A cada dia me surpreendo mais com o fundamentalismo anti-americano, logo eu que não gosto em especial da sociedade americana, não gosto particularmente de Bush, acho que a Guerra do Iraque foi um disparate criminoso, gosto de muitos produtos oriundos da América (cinema, música, literatura) mas não ia viver para os Estados Unidos, resumindo, tenho, por pouco tempo porém, uma saudável relação crítica para com a América,
Os argumentos que ouvi há dois dias, oriundos de alguém intelectualmente mais do que estimável e politicamente independente, contribuíram para a convicção de que ainda me tornarei um feroz americanista, capaz de rivalizar com a cegueira de um Vasco Rato.

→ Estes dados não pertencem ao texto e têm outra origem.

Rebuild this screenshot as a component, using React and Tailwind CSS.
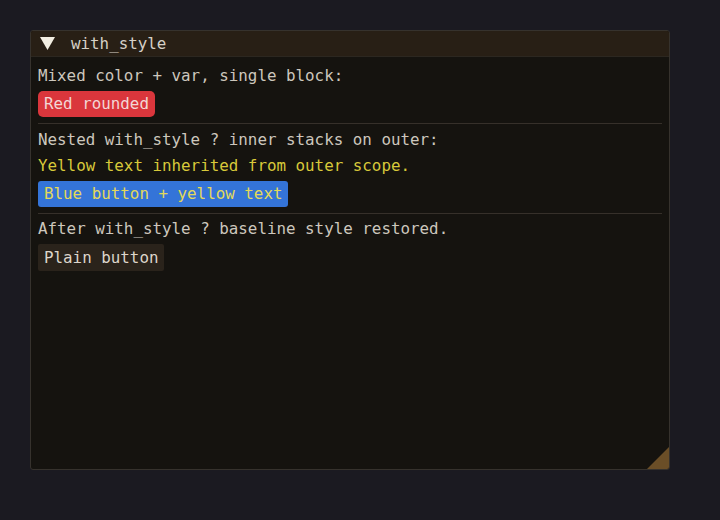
import React from "react";

const mono = { fontFamily: '"DejaVu Sans Mono", "Liberation Mono", monospace' };

const Separator = () => <div className="mt-[6px] h-px w-full bg-[#36302a]" />;

export default function App() {
  return (
    <div className="w-[720px] h-[520px] bg-[#1b1a21] pt-[30px] pl-[30px]" style={mono}>
      <div className="relative w-[640px] h-[440px] rounded-[3px] border border-[#36322d] bg-[#15130f] overflow-hidden">
        {/* title bar */}
        <div className="flex items-center h-[26px] bg-[#281f15] border-b border-[#2c2720] pl-[9px] text-[15.85px] text-[#d6d0c6]">
          <svg width="15" height="13" viewBox="0 0 15 13" className="shrink-0">
            <polygon points="0,0 15,0 7.5,13" fill="#f2eee2" />
          </svg>
          <span className="ml-[16px] leading-[18px]">with_style</span>
        </div>

        <div className="flex flex-col items-start px-[7px] pt-[10px] text-[15.85px] leading-[18px] text-[#cdc7bd]">
          <p className="whitespace-pre">Mixed color + var, single block:</p>
          <button className="mt-[6px] h-[26px] px-[6px] rounded-[5px] bg-[#da363c] text-[#f3d7d5] whitespace-pre">
            Red rounded
          </button>
          <Separator />
          <p className="mt-[7px] whitespace-pre">Nested with_style ? inner stacks on outer:</p>
          <p className="mt-[8px] whitespace-pre text-[#d8c93a]">Yellow text inherited from outer scope.</p>
          <button className="mt-[6px] h-[26px] px-[6px] rounded-[3px] bg-[#3474d8] text-[#e3d95a] whitespace-pre">
            Blue button + yellow text
          </button>
          <Separator />
          <p className="mt-[6px] whitespace-pre">After with_style ? baseline style restored.</p>
          <button className="mt-[6px] h-[27px] px-[6px] rounded-[2px] bg-[#2a231b] text-[#ddd6cb] whitespace-pre">
            Plain button
          </button>
        </div>

        {/* resize grip */}
        <svg width="22" height="22" viewBox="0 0 22 22" className="absolute right-0 bottom-0">
          <polygon points="22,0 22,22 0,22" fill="#6a4e27" />
        </svg>
      </div>
    </div>
  );
}
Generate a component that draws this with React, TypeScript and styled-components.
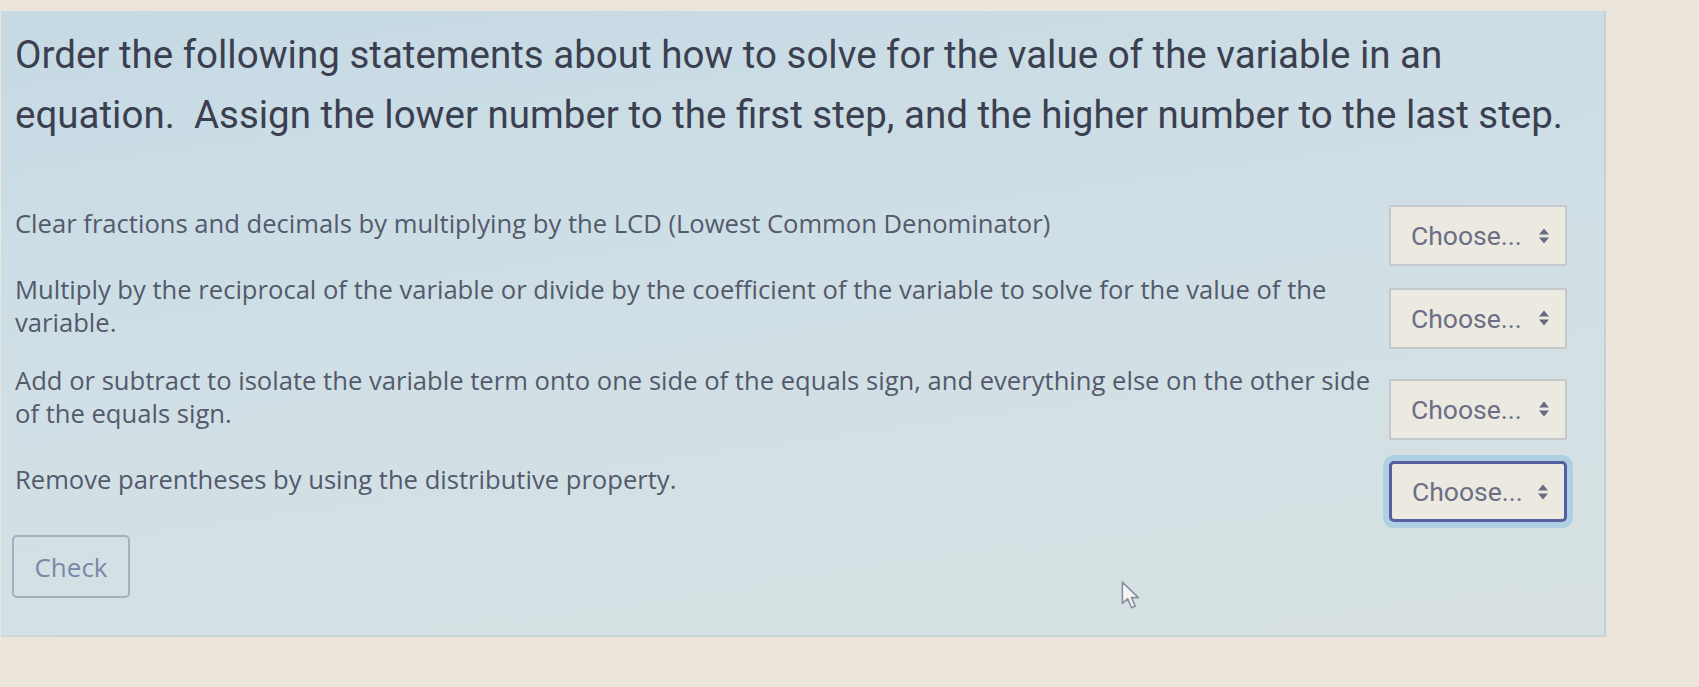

Discutia-se política à escala mundial, as privatizações do “sensato” Chavéz, a “ponderação” do “discreto” Morales, o imperialismo americano. A discussão animou e falou-se da primordial importância dos americanos no fim da segunda guerra mundial e do quanto lhes devemos. Aqui tudo se baralhou, e a cegueira anti-americana culminou num argumento precioso: “A guerra iria acabar de qualquer maneira, uma vez que demograficamente os alemães não a poderiam suster, e não podemos provar que foi a intervenção americana que, de facto, parou a guerra.” Perante a estupefacção e indignação generalizada esbocei que até é verdade, como é verdade que nada prova que o 25 de Abril foi essencial para acabar com a ditadura – ela poderia acabar por si –, ou que os Conjurados apenas anteciparam o abandono do nosso país pelos espanhóis. O argumento vale o que vale, não é que seja necessariamente mentira, apenas invalidaria toda e qualquer a análise histórica. No entanto, a melhor conclusão que ainda consegui espremer foi a seguinte: se a guerra acabaria de qualquer maneira, mesmo sem a intervenção americana, era só uma questão de tempo, ora como no entretanto ia morrendo gente, muito em particular judeus, talvez a limpeza étnica se aproximasse dos seus objectivos. Assim, com um pouco de “sorte”, poucos judeus sobrariam e não seriam suficientes para a criação de Israel, o que seria óptimo para o mundo de hoje já que acabaria com o problema do Médio Oriente e, talvez até, com o novo terrorismo. Concluindo, a culpa da instabilidade no médio oriente é dos E.U.A., mas não só de Bush, a culpa vem Roosevelt e Truman que permitiram a sobrevivência de demasiados judeus. Enfim, o imperialismo já tem demasiados anos para que não nos rebelemos contra ele.
Perante tamanho disparate, ainda me vão ver, um dia destes, em manifestações pró-Bush, não é que eu queira, mas a alucinação perigosa do outro lado ainda me vai obrigar a isso.